Le Conseil a enfin censuré, comme ne prévoyant pas qu’une telle mesure soit prononcée sous le contrôle préalable d’une juridiction spécialisée, l’article 12 qui permettait, en cas de méconnaissance d’une mesure éducative, de placer le mineur en rétention, sous certaines conditions et dans certaines limites, sur décision d’un officier de police judiciaire. Lorsque des mineurs qui ont déjà eu affaire à la justice violent des interdictions qui leur ont été faites – par exemple, de paraître sur les lieux de l’infraction, d’entrer en contact avec la victime ou des complices, d’être dans la rue entre 22 heures et 6 heures du matin -, l’article 12 prévoyait que la police judiciaire pourrait retenir le mineur, pendant une durée maximale de douze heures, avant de retourner voir le juge pour se voir rappeler ces obligations.
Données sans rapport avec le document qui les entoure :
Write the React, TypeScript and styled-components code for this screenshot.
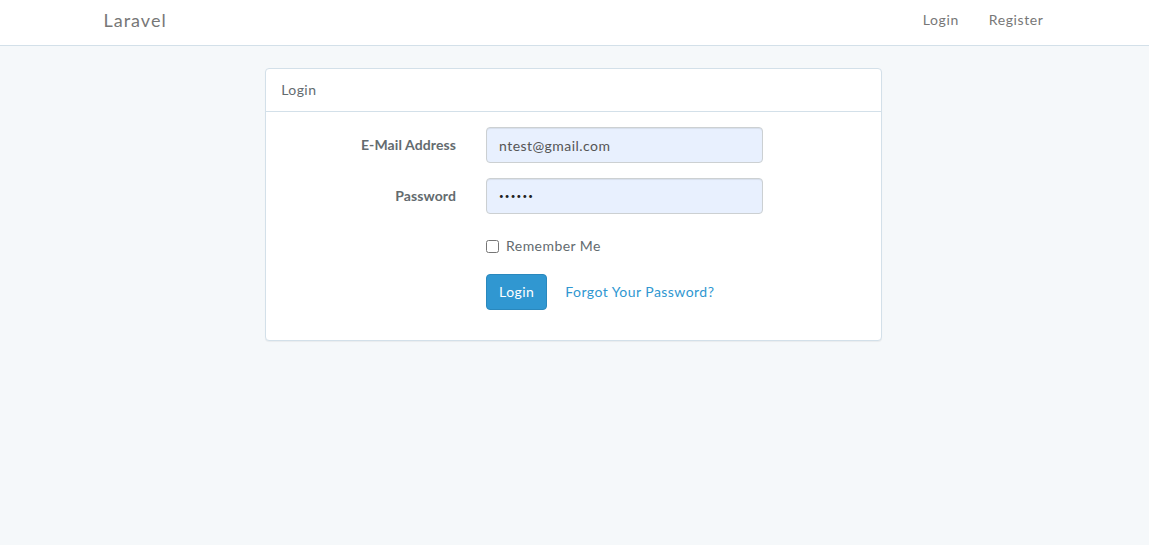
import styled, { createGlobalStyle } from 'styled-components'

const GlobalStyle = createGlobalStyle`
  * { box-sizing: border-box; }
  html, body { margin: 0; padding: 0; }
  body {
    background: #f5f8fa;
    font-family: Lato, "Open Sans", sans-serif;
    font-size: 14px;
    line-height: 1.6;
    letter-spacing: 0.45px;
    color: #636b6f;
    min-height: 545px;
  }
`

export default function App() {
  return (
    <>
      <GlobalStyle />
      <Navbar>
        <Container>
          <Brand href="#">Laravel</Brand>
          <NavLinks>
            <NavLink href="#">Login</NavLink>
            <NavLink href="#">Register</NavLink>
          </NavLinks>
        </Container>
      </Navbar>

      <Container>
        <Row>
          <Col>
            <Panel>
              <PanelHeading>Login</PanelHeading>
              <PanelBody>
                <FormRow>
                  <Label htmlFor="email">E-Mail Address</Label>
                  <Cell>
                    <Input id="email" type="email" defaultValue="ntest@gmail.com" />
                  </Cell>
                </FormRow>

                <FormRow>
                  <Label htmlFor="password">Password</Label>
                  <Cell>
                    <Input id="password" type="password" defaultValue="secret" $secret />
                  </Cell>
                </FormRow>

                <FormRow>
                  <span />
                  <Cell>
                    <CheckLabel>
                      <input type="checkbox" /> Remember Me
                    </CheckLabel>
                  </Cell>
                </FormRow>

                <FormRow>
                  <span />
                  <Actions>
                    <BtnPrimary type="button">Login</BtnPrimary>
                    <LinkBtn href="#">Forgot Your Password?</LinkBtn>
                  </Actions>
                </FormRow>
              </PanelBody>
            </Panel>
          </Col>
        </Row>
      </Container>
    </>
  )
}

const Navbar = styled.nav`
  background: #fff;
  border-bottom: 1px solid #d3e0e9;
  height: 46px;
  margin-bottom: 22px;
`

const Container = styled.div`
  width: 970px;
  margin: 0 0 0 calc(50% - 486px);
  padding: 0 15px;
  display: flex;
  align-items: center;
  justify-content: space-between;
  height: 100%;
`

const Brand = styled.a`
  font-size: 18px;
  letter-spacing: 1px;
  color: #777;
  text-decoration: none;
  line-height: 20px;
  padding-bottom: 6px;
`

const NavLinks = styled.div`
  display: flex;
  margin-right: -15px;
`

const NavLink = styled.a`
  padding: 0 15px 4px;
  color: #777;
  text-decoration: none;
  font-size: 14px;
  letter-spacing: 0.6px;
`

const Row = styled.div`
  margin: 0 -15px;
  flex: 0 0 auto;
  width: calc(100% + 30px);
`

const Col = styled.div`
  width: 66.6667%;
  margin-left: 16.6667%;
  padding: 0 15px;
`

const Panel = styled.div`
  background: #fff;
  border: 1px solid #d3e0e9;
  border-radius: 4px;
  box-shadow: 0 1px 1px rgba(0, 0, 0, 0.05);
`

const PanelHeading = styled.div`
  padding: 10px 15px;
  border-bottom: 1px solid #d3e0e9;
  line-height: 22px;
  color: #636b6f;
`

const PanelBody = styled.div`
  padding: 15px;
`

const FormRow = styled.div`
  display: grid;
  grid-template-columns: 33.3333% 50%;
  margin: 0 -15px 15px;
`

const Label = styled.label`
  padding: 7px 15px 0;
  text-align: right;
  font-weight: 700;
  letter-spacing: 0.1px;
  line-height: 22px;
`

const Cell = styled.div`
  padding: 0 15px;
`

const Input = styled.input<{ $secret?: boolean }>`
  display: block;
  width: 100%;
  height: 36px;
  padding: 6px 12px;
  font-family: inherit;
  font-size: ${p => (p.$secret ? '8px' : '14px')};
  letter-spacing: ${p => (p.$secret ? '1.2px' : '0.45px')};
  color: ${p => (p.$secret ? '#222' : '#555')};
  background: #e8f0fe;
  border: 1px solid #ccd0d2;
  border-radius: 4px;
  box-shadow: inset 0 1px 1px rgba(0, 0, 0, 0.075);
  outline: none;
`

const CheckLabel = styled.label`
  display: flex;
  align-items: center;
  gap: 7px;
  padding: 6px 0 2px;
  line-height: 22px;
  min-height: 30px;
  input { margin: 0; width: 13px; height: 13px; }
`

const Actions = styled.div`
  padding: 0 15px;
  display: flex;
  align-items: center;
`

const BtnPrimary = styled.button`
  height: 36px;
  padding: 6px 12px;
  background: #3097d1;
  border: 1px solid #2a88bd;
  border-radius: 4px;
  color: #fff;
  font-family: inherit;
  font-size: 14px;
  letter-spacing: 0.45px;
  line-height: 22px;
`

const LinkBtn = styled.a`
  padding: 6px 12px;
  margin-left: 6px;
  color: #3097d1;
  text-decoration: none;
  font-size: 14px;
`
Selon le Conseil constitutionnel, il aurait fallu que la police demande, en amont, l’autorisation à la justice, dès lors que ce mineur n’avait « pas commis de nouvelle infraction ». Pour parer à cette censure, il faudrait donc prévoir une procédure juridictionnelle. Mais une telle complication rendrait inefficace la sanction de la méconnaissance d’une mesure éducative. Comme l’indique Marie-Claire Carrère-Gée (Figarovox du 23 juin), « à quoi servent donc les mesures éducatives s’il est si compliqué d’en assurer le respect ? (…) Nous n’avons pas fini de nous battre pour qu’il n’y ait plus d’autres Elias ».